Front-end source files:
........

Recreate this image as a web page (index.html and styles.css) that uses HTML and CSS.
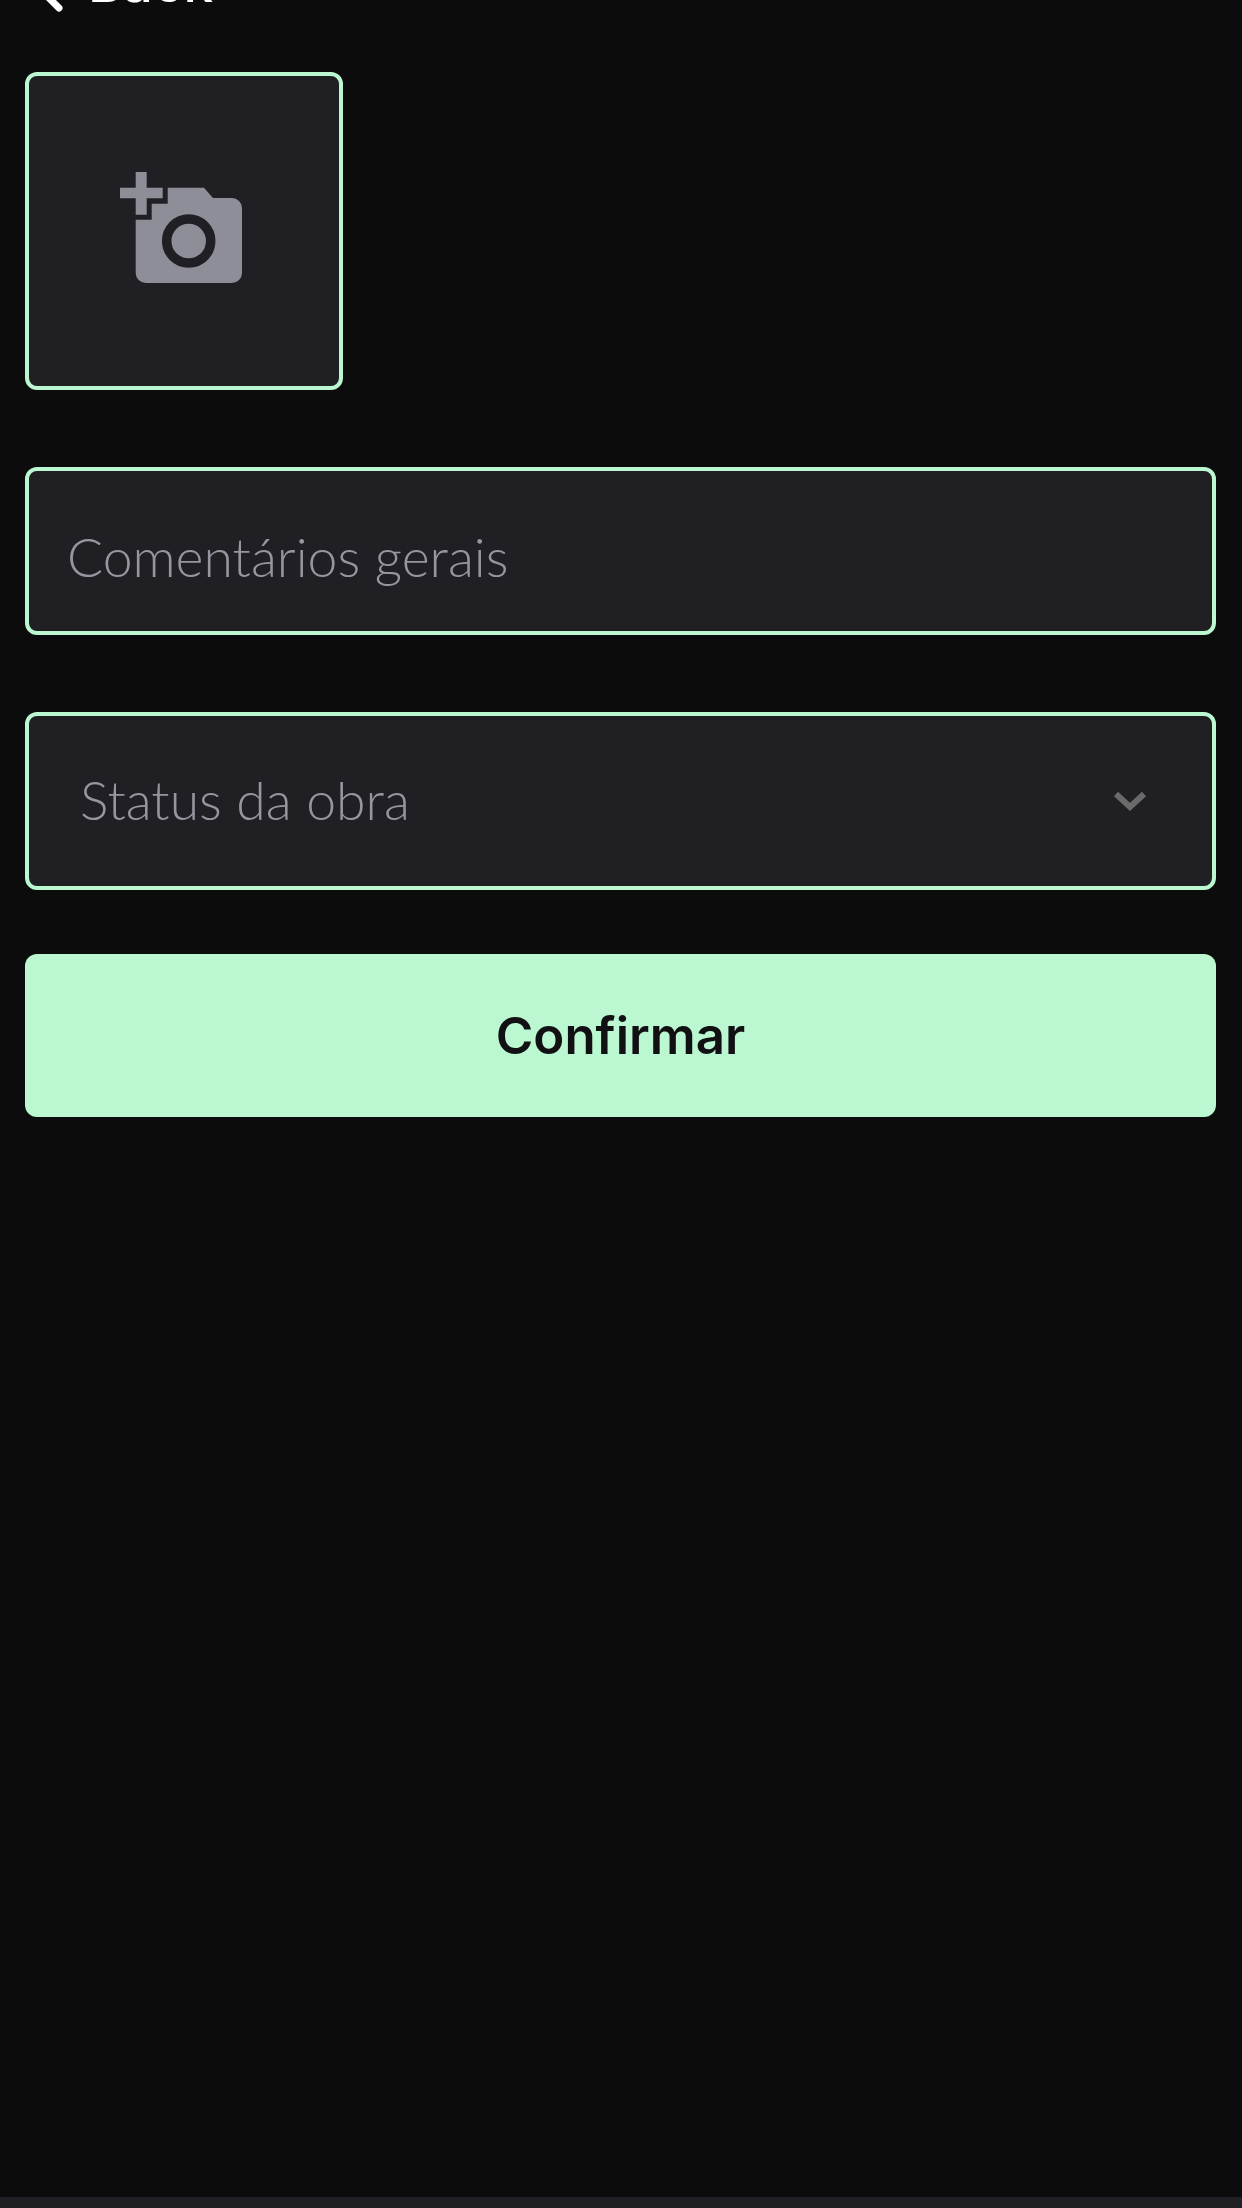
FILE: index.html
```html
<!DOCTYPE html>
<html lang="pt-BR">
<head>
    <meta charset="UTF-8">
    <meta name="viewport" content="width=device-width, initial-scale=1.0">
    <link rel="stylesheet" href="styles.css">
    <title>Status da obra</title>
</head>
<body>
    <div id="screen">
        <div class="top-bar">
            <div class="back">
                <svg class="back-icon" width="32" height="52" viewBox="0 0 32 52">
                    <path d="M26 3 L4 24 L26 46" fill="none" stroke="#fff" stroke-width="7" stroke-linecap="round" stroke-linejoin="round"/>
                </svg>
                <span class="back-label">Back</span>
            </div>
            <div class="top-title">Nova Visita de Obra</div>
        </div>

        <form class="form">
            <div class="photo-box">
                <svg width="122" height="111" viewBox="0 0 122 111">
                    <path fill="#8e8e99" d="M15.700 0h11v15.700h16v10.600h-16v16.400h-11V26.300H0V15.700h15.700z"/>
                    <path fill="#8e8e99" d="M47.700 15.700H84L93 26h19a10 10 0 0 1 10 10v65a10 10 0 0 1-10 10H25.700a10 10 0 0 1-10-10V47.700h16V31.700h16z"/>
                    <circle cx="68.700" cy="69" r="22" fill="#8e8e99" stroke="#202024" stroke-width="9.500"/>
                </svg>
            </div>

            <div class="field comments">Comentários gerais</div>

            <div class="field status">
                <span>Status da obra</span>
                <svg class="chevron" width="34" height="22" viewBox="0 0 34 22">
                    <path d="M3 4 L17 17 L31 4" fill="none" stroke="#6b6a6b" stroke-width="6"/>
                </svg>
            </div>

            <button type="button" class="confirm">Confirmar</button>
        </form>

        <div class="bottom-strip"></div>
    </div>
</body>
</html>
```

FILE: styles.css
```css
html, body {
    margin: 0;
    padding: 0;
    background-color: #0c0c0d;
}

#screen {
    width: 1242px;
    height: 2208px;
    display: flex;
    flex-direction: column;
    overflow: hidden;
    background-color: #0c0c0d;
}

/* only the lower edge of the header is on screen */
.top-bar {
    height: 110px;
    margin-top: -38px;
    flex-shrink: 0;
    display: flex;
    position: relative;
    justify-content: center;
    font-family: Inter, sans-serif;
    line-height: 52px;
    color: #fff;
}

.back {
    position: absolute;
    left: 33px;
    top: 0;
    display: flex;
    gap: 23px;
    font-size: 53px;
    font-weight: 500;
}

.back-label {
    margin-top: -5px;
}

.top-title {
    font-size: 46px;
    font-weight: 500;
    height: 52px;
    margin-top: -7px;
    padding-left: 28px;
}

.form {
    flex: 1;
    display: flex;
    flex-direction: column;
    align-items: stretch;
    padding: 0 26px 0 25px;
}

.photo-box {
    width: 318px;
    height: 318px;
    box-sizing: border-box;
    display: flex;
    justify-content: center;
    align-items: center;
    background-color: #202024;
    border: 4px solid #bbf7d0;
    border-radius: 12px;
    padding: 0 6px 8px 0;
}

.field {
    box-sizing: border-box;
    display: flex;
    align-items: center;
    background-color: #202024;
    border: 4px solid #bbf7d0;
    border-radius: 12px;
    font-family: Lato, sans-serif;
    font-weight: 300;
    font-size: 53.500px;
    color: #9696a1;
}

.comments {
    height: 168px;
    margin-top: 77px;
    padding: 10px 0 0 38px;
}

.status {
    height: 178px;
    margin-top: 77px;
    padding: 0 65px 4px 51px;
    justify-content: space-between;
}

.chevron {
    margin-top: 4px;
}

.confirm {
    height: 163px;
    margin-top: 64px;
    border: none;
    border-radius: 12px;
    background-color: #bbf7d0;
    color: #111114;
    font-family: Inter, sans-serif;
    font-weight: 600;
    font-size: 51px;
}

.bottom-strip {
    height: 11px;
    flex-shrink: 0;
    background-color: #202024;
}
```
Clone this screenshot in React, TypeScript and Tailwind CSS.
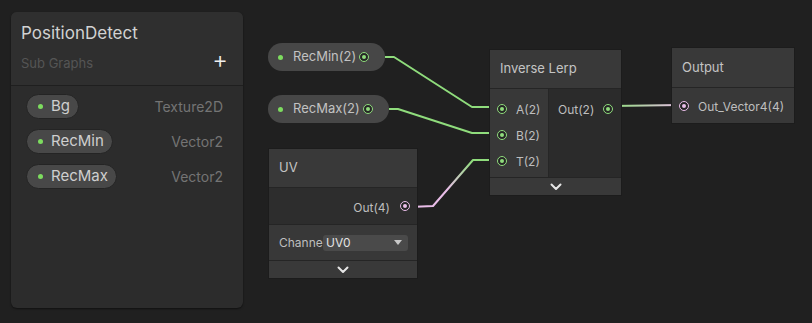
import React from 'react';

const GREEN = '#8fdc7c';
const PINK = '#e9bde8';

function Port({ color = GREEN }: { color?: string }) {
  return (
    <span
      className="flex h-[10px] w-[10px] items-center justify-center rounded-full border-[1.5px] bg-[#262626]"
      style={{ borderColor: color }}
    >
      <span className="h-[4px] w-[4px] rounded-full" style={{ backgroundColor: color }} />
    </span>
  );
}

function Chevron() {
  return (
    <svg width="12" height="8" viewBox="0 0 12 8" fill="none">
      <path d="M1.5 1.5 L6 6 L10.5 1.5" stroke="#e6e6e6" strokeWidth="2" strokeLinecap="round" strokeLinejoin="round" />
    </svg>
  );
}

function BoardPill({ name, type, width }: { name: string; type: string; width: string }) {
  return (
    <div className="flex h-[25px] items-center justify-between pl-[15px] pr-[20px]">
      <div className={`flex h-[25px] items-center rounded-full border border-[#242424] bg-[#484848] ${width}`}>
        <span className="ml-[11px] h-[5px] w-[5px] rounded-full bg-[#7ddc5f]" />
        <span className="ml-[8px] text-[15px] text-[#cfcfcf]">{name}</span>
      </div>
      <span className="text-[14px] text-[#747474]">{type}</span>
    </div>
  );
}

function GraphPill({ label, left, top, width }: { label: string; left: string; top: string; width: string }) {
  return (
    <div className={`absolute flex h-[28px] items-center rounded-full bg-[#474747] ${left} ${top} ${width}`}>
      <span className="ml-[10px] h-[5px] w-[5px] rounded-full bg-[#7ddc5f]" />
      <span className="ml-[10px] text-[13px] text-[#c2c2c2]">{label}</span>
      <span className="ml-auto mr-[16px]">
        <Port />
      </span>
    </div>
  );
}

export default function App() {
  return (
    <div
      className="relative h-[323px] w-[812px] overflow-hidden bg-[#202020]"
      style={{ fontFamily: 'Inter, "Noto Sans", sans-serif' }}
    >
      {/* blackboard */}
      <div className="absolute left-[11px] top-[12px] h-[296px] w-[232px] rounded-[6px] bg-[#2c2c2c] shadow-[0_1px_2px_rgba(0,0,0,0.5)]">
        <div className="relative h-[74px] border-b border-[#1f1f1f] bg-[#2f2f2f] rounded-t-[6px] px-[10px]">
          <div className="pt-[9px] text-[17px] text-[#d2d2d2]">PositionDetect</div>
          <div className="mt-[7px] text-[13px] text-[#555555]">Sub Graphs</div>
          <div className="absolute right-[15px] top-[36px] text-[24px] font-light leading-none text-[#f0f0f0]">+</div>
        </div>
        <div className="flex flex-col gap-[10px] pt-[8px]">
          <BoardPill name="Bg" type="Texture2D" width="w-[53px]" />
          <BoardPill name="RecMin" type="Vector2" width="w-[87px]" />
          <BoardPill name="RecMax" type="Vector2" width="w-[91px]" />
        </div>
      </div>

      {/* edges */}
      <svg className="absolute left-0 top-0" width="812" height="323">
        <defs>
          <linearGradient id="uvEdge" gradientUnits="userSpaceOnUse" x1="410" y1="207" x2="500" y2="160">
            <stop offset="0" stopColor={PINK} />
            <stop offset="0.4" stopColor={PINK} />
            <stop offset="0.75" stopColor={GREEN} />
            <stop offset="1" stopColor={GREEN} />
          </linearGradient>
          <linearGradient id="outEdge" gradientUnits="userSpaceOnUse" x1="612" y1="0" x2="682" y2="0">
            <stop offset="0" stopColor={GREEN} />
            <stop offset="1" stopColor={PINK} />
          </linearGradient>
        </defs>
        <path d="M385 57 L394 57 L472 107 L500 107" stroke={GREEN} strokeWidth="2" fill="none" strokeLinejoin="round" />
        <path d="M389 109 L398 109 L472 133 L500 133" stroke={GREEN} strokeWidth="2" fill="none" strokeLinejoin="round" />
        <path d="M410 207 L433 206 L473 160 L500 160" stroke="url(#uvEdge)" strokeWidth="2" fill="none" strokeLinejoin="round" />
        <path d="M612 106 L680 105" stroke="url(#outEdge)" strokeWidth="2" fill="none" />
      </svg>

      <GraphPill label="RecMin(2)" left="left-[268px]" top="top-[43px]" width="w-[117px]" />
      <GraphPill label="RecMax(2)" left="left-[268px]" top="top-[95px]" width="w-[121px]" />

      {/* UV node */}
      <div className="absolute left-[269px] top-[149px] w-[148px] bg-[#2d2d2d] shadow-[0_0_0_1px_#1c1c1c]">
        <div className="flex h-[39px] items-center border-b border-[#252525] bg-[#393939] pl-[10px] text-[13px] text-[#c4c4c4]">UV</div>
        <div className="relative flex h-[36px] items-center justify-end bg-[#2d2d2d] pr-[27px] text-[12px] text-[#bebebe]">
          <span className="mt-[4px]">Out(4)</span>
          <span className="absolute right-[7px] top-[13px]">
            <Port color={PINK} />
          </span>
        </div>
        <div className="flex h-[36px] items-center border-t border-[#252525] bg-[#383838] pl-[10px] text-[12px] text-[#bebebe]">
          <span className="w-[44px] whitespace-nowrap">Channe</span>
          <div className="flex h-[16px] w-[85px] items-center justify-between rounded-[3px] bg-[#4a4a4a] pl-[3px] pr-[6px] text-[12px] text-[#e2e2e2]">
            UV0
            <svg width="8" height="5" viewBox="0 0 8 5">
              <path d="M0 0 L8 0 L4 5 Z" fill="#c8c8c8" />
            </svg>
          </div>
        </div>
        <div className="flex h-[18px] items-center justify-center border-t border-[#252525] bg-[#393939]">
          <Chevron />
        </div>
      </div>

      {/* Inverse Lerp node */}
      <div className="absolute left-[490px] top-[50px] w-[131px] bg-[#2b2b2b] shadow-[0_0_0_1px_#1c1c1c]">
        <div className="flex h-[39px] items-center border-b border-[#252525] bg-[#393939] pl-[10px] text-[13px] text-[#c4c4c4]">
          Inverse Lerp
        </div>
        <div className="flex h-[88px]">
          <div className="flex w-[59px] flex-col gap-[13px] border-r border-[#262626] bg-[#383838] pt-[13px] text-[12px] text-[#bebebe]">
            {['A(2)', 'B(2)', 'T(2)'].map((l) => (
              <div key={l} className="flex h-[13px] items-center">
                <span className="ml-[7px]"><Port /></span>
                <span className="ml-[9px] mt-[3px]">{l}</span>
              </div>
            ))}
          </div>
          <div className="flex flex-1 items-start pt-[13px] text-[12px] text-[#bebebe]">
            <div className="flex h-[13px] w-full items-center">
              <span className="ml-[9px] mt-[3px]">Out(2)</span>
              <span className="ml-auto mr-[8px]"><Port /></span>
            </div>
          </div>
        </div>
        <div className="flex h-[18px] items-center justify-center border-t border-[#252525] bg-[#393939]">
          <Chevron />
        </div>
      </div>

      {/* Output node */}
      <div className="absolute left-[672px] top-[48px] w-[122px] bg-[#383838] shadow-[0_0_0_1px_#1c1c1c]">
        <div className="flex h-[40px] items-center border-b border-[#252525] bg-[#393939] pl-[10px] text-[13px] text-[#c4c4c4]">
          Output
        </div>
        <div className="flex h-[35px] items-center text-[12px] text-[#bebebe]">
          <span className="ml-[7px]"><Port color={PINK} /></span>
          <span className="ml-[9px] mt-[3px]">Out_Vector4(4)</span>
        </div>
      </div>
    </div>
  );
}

........

What you have to do: Reproduce each line of the entries in which the word "React" is found.

The solution:
Clone this screenshot in React, TypeScript and Tailwind CSS.
import React from 'react';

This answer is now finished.